SET PROBLEM: Output the full listing below exactly, without the pictures.

COLLECTED DATA:

· · ·

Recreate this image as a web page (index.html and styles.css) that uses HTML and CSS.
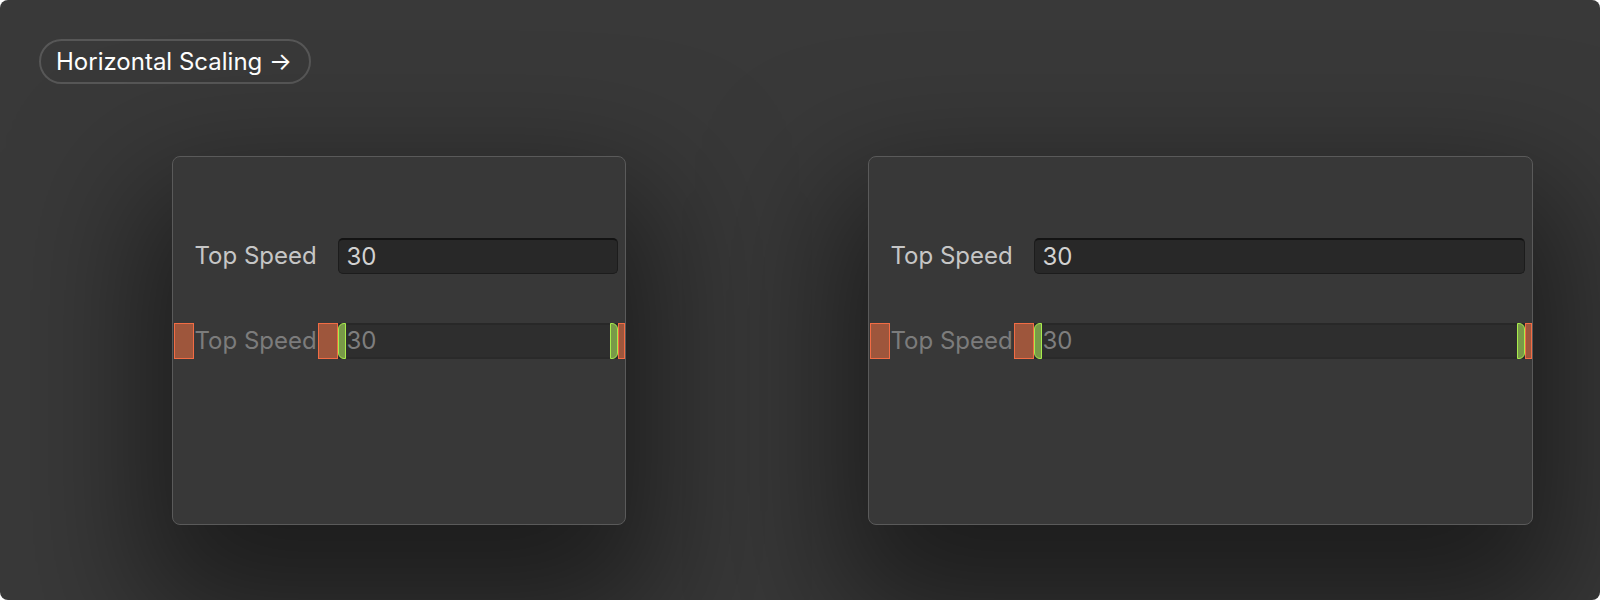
FILE: index.html
```html
<!DOCTYPE html>
<html lang="en">
<head>
<meta charset="utf-8">
<title>Horizontal Scaling</title>
<link rel="stylesheet" href="styles.css">
</head>
<body>
<div class="stage">
  <div class="topbar">
    <button class="pill">Horizontal Scaling →</button>
  </div>
  <div class="panels">
    <section class="panel panel-narrow">
      <div class="row">
        <span class="label">Top Speed</span>
        <div class="field">30</div>
      </div>
      <div class="row row-debug">
        <span class="margin-box m-left"></span>
        <span class="label">Top Speed</span>
        <span class="margin-box m-mid"></span>
        <div class="field field-debug">
          <span class="pad-box pad-left"></span>
          <span class="field-text">30</span>
          <span class="pad-box pad-right"></span>
        </div>
        <span class="margin-box m-right"></span>
      </div>
    </section>
    <section class="panel panel-wide">
      <div class="row">
        <span class="label">Top Speed</span>
        <div class="field">30</div>
      </div>
      <div class="row row-debug">
        <span class="margin-box m-left"></span>
        <span class="label">Top Speed</span>
        <span class="margin-box m-mid"></span>
        <div class="field field-debug">
          <span class="pad-box pad-left"></span>
          <span class="field-text">30</span>
          <span class="pad-box pad-right"></span>
        </div>
        <span class="margin-box m-right"></span>
      </div>
    </section>
  </div>
</div>
</body>
</html>
```
FILE: styles.css
```css
* { box-sizing: border-box; }
html, body { margin: 0; padding: 0; background: #ffffff; }
body { font-family: Inter, "Noto Sans", sans-serif; }

.stage {
  width: 1600px;
  height: 600px;
  border-radius: 8px;
  background: #393939;
  overflow: hidden;
  padding: 39px 0 0 39px;
}

.topbar { display: flex; }

.pill {
  font-family: Inter, "Noto Sans", sans-serif;
  font-size: 24px;
  color: #ffffff;
  background: transparent;
  border: 2px solid #575757;
  border-radius: 23px;
  height: 45px;
  padding: 0 17px 0 15px;
  display: flex;
  align-items: center;
  cursor: pointer;
}

.panels {
  display: flex;
  margin-top: 72px;
  margin-left: 133px;
  gap: 242px;
}

.panel {
  height: 369px;
  background: #383838;
  border: 1.5px solid #5a5a5a;
  border-radius: 8px;
  box-shadow: 0 60px 130px 30px rgba(0, 0, 0, 0.5);
  display: flex;
  flex-direction: column;
  padding: 80.5px 0 0 0.5px;
  gap: 49px;
}
.panel-narrow { width: 454px; }
.panel-wide { width: 665px; }

.row {
  display: flex;
  align-items: stretch;
  height: 36px;
  padding-left: 20px;
}
.row-debug { padding-left: 0; }

.label {
  width: 124px;
  margin-right: 20px;
  font-size: 24px;
  color: #c6c6c6;
  display: flex;
  align-items: center;
  padding-left: 1px;
  white-space: nowrap;
}
.row-debug .label { margin-right: 0; color: #7c7c7c; }

.field {
  flex: 1;
  margin-right: 7px;
  background: #282828;
  border: 1px solid #1c1c1c;
  border-top: 2px solid #131313;
  border-radius: 5px;
  font-size: 24px;
  color: #d2d2d2;
  display: flex;
  align-items: center;
  padding-left: 8px;
}

.field-debug {
  margin-right: 0;
  background: #2e2e2e;
  border: none;
  border-top: 2px solid #282828;
  border-bottom: 2px solid #2a2a2a;
  border-radius: 0;
  padding-left: 0;
  color: #7e7e7e;
}
.field-text { flex: 1; padding-left: 1px; }

.margin-box {
  display: block;
  background: #9e563c;
  border: 1px solid #f26c44;
}
.m-left { width: 20px; }
.m-mid { width: 20px; }
.m-right { width: 7px; }

.pad-box {
  display: block;
  width: 8px;
  align-self: stretch;
  margin: -2px 0;
  background: #789a48;
  border: 1px solid #a8ec4c;
}
.pad-left { border-radius: 6px 0 0 6px; }
.pad-right { border-radius: 0 6px 6px 0; }
```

· · ·

CORRECT ANSWER:
Recreate this image as a web page (index.html and styles.css) that uses HTML and CSS.
FILE: index.html
```html
<!DOCTYPE html>
<html lang="en">
<head>
<meta charset="utf-8">
<title>Horizontal Scaling</title>
<link rel="stylesheet" href="styles.css">
</head>
<body>
<div class="stage">
  <div class="topbar">
    <button class="pill">Horizontal Scaling →</button>
  </div>
  <div class="panels">
    <section class="panel panel-narrow">
      <div class="row">
        <span class="label">Top Speed</span>
        <div class="field">30</div>
      </div>
      <div class="row row-debug">
        <span class="margin-box m-left"></span>
        <span class="label">Top Speed</span>
        <span class="margin-box m-mid"></span>
        <div class="field field-debug">
          <span class="pad-box pad-left"></span>
          <span class="field-text">30</span>
          <span class="pad-box pad-right"></span>
        </div>
        <span class="margin-box m-right"></span>
      </div>
    </section>
    <section class="panel panel-wide">
      <div class="row">
        <span class="label">Top Speed</span>
        <div class="field">30</div>
      </div>
      <div class="row row-debug">
        <span class="margin-box m-left"></span>
        <span class="label">Top Speed</span>
        <span class="margin-box m-mid"></span>
        <div class="field field-debug">
          <span class="pad-box pad-left"></span>
          <span class="field-text">30</span>
          <span class="pad-box pad-right"></span>
        </div>
        <span class="margin-box m-right"></span>
      </div>
    </section>
  </div>
</div>
</body>
</html>
```
FILE: styles.css
```css
* { box-sizing: border-box; }
html, body { margin: 0; padding: 0; background: #ffffff; }
body { font-family: Inter, "Noto Sans", sans-serif; }

.stage {
  width: 1600px;
  height: 600px;
  border-radius: 8px;
  background: #393939;
  overflow: hidden;
  padding: 39px 0 0 39px;
}

.topbar { display: flex; }

.pill {
  font-family: Inter, "Noto Sans", sans-serif;
  font-size: 24px;
  color: #ffffff;
  background: transparent;
  border: 2px solid #575757;
  border-radius: 23px;
  height: 45px;
  padding: 0 17px 0 15px;
  display: flex;
  align-items: center;
  cursor: pointer;
}

.panels {
  display: flex;
  margin-top: 72px;
  margin-left: 133px;
  gap: 242px;
}

.panel {
  height: 369px;
  background: #383838;
  border: 1.5px solid #5a5a5a;
  border-radius: 8px;
  box-shadow: 0 60px 130px 30px rgba(0, 0, 0, 0.5);
  display: flex;
  flex-direction: column;
  padding: 80.5px 0 0 0.5px;
  gap: 49px;
}
.panel-narrow { width: 454px; }
.panel-wide { width: 665px; }

.row {
  display: flex;
  align-items: stretch;
  height: 36px;
  padding-left: 20px;
}
.row-debug { padding-left: 0; }

.label {
  width: 124px;
  margin-right: 20px;
  font-size: 24px;
  color: #c6c6c6;
  display: flex;
  align-items: center;
  padding-left: 1px;
  white-space: nowrap;
}
.row-debug .label { margin-right: 0; color: #7c7c7c; }

.field {
  flex: 1;
  margin-right: 7px;
  background: #282828;
  border: 1px solid #1c1c1c;
  border-top: 2px solid #131313;
  border-radius: 5px;
  font-size: 24px;
  color: #d2d2d2;
  display: flex;
  align-items: center;
  padding-left: 8px;
}

.field-debug {
  margin-right: 0;
  background: #2e2e2e;
  border: none;
  border-top: 2px solid #282828;
  border-bottom: 2px solid #2a2a2a;
  border-radius: 0;
  padding-left: 0;
  color: #7e7e7e;
}
.field-text { flex: 1; padding-left: 1px; }

.margin-box {
  display: block;
  background: #9e563c;
  border: 1px solid #f26c44;
}
.m-left { width: 20px; }
.m-mid { width: 20px; }
.m-right { width: 7px; }

.pad-box {
  display: block;
  width: 8px;
  align-self: stretch;
  margin: -2px 0;
  background: #789a48;
  border: 1px solid #a8ec4c;
}
.pad-left { border-radius: 6px 0 0 6px; }
.pad-right { border-radius: 0 6px 6px 0; }
```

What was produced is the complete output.